Output exactly the lines from the first one down to the line containing "import React from", inclusive.
── Supplied records ──
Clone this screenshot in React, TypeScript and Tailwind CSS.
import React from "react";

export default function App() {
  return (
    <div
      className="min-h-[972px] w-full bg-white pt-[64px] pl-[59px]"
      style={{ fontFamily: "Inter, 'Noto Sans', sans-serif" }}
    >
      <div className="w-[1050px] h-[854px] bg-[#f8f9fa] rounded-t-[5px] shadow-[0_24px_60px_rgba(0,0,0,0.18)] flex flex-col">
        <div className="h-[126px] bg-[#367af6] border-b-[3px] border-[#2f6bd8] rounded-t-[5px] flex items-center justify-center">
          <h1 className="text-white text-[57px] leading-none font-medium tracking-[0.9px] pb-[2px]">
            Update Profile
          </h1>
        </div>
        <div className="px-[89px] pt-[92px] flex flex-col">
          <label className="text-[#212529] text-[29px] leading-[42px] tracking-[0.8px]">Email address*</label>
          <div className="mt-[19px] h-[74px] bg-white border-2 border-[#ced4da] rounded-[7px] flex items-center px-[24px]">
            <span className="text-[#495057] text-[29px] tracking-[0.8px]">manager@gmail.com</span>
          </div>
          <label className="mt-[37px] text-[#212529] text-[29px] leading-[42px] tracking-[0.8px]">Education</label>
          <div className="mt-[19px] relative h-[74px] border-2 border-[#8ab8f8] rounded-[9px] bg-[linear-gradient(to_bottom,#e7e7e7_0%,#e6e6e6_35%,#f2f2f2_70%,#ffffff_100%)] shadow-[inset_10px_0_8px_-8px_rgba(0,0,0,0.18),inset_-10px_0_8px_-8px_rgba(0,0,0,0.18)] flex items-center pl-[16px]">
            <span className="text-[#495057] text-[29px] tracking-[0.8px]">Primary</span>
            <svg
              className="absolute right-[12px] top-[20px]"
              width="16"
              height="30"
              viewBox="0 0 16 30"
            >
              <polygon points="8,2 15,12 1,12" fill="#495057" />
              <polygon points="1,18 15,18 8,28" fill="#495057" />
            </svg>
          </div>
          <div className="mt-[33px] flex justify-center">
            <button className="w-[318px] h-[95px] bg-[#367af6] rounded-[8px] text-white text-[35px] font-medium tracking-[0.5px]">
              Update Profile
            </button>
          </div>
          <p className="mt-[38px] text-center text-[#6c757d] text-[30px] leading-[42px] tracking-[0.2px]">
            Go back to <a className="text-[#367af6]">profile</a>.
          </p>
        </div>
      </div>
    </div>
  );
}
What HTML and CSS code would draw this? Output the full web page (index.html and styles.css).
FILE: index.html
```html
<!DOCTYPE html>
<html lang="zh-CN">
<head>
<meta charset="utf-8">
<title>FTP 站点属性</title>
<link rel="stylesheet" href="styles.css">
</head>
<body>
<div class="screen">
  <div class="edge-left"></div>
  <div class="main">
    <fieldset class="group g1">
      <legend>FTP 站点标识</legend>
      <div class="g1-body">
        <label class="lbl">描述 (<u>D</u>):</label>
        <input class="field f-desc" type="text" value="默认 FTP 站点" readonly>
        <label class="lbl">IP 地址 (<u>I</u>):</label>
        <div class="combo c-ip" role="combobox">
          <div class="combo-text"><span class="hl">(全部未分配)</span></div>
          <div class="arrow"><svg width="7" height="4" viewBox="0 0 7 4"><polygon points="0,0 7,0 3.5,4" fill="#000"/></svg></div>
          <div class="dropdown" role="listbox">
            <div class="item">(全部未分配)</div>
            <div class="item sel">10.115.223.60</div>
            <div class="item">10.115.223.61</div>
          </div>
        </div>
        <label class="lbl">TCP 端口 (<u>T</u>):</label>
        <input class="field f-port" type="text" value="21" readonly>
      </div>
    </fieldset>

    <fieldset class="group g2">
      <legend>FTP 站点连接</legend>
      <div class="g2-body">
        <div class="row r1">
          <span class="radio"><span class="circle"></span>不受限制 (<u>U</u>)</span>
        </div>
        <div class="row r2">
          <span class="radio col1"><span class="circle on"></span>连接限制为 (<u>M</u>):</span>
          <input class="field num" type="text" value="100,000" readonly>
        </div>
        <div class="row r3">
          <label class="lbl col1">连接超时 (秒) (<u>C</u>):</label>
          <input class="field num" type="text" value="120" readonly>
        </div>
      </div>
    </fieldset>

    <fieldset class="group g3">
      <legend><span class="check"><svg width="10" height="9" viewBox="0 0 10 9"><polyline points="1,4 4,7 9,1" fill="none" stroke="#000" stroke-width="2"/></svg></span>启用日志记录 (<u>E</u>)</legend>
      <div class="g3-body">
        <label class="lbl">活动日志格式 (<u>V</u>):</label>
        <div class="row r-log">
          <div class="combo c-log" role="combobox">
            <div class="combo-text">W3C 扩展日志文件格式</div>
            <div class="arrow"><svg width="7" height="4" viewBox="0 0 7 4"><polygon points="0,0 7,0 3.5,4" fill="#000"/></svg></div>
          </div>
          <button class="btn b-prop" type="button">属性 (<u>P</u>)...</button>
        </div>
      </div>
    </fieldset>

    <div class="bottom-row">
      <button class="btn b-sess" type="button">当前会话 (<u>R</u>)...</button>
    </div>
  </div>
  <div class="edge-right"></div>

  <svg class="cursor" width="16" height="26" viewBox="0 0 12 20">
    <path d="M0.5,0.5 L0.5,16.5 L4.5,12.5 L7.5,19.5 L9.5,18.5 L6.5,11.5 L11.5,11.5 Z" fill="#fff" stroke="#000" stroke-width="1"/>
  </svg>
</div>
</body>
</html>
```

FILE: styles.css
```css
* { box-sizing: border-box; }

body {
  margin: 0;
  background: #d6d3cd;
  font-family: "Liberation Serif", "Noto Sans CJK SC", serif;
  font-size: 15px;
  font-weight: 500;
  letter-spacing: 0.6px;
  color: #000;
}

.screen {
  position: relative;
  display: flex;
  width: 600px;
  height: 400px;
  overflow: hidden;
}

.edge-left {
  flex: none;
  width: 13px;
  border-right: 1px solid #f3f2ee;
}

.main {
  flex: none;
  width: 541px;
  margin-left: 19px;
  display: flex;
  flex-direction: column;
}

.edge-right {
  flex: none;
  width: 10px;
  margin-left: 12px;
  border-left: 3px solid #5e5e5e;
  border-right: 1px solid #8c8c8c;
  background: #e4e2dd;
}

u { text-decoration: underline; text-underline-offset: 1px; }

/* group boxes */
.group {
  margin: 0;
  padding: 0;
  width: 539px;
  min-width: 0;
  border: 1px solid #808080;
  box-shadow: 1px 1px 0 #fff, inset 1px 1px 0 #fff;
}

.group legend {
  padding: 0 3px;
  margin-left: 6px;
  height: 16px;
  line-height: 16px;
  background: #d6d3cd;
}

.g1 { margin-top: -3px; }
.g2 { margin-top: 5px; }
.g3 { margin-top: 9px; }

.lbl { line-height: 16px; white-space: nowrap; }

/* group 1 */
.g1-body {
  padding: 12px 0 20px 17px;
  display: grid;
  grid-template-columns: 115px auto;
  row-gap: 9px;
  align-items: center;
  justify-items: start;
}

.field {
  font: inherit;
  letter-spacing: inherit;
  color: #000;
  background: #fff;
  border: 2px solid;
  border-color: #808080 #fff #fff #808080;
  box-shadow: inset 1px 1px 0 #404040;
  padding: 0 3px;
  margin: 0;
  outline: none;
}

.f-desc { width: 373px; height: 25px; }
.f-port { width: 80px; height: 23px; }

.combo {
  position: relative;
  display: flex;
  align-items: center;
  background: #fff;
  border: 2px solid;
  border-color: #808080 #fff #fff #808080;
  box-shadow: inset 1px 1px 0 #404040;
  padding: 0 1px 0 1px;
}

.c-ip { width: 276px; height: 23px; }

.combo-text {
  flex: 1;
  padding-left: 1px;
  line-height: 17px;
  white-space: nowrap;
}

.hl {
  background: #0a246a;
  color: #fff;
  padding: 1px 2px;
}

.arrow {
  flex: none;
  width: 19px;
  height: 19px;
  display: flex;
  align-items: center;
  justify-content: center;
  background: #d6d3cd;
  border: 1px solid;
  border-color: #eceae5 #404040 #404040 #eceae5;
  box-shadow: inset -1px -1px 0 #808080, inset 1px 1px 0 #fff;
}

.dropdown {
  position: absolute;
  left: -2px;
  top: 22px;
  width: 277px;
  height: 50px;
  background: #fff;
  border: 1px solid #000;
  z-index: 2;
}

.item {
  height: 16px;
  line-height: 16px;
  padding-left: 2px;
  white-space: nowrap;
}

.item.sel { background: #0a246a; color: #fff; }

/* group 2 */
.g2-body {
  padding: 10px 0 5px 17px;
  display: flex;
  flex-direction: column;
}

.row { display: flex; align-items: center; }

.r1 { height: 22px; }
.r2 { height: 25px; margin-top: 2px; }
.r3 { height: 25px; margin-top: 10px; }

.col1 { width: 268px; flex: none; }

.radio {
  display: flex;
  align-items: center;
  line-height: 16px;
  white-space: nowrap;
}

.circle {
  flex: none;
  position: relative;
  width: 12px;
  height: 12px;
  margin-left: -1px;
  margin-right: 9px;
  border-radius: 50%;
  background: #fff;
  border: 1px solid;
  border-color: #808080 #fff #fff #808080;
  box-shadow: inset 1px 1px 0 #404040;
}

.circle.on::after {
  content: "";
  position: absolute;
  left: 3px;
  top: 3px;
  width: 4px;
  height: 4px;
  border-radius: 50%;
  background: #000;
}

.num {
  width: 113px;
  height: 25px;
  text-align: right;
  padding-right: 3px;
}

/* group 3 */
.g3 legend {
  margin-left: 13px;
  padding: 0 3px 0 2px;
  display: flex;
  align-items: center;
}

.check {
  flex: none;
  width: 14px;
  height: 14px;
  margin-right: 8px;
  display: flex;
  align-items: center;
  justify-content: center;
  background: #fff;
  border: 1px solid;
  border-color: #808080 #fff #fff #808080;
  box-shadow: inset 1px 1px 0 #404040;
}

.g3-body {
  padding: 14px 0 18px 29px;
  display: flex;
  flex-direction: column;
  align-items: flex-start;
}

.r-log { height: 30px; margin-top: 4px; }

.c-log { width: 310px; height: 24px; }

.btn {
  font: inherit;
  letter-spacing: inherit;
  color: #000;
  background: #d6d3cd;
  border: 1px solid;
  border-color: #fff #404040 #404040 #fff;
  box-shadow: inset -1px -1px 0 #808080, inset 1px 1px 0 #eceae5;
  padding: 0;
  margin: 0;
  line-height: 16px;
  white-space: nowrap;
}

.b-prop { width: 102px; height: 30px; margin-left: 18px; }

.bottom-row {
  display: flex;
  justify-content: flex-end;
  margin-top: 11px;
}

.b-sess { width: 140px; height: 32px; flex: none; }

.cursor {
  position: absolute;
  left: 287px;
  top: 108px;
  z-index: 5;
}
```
───
=== Result for this task ===
Clone this screenshot in React, TypeScript and Tailwind CSS.
import React from "react";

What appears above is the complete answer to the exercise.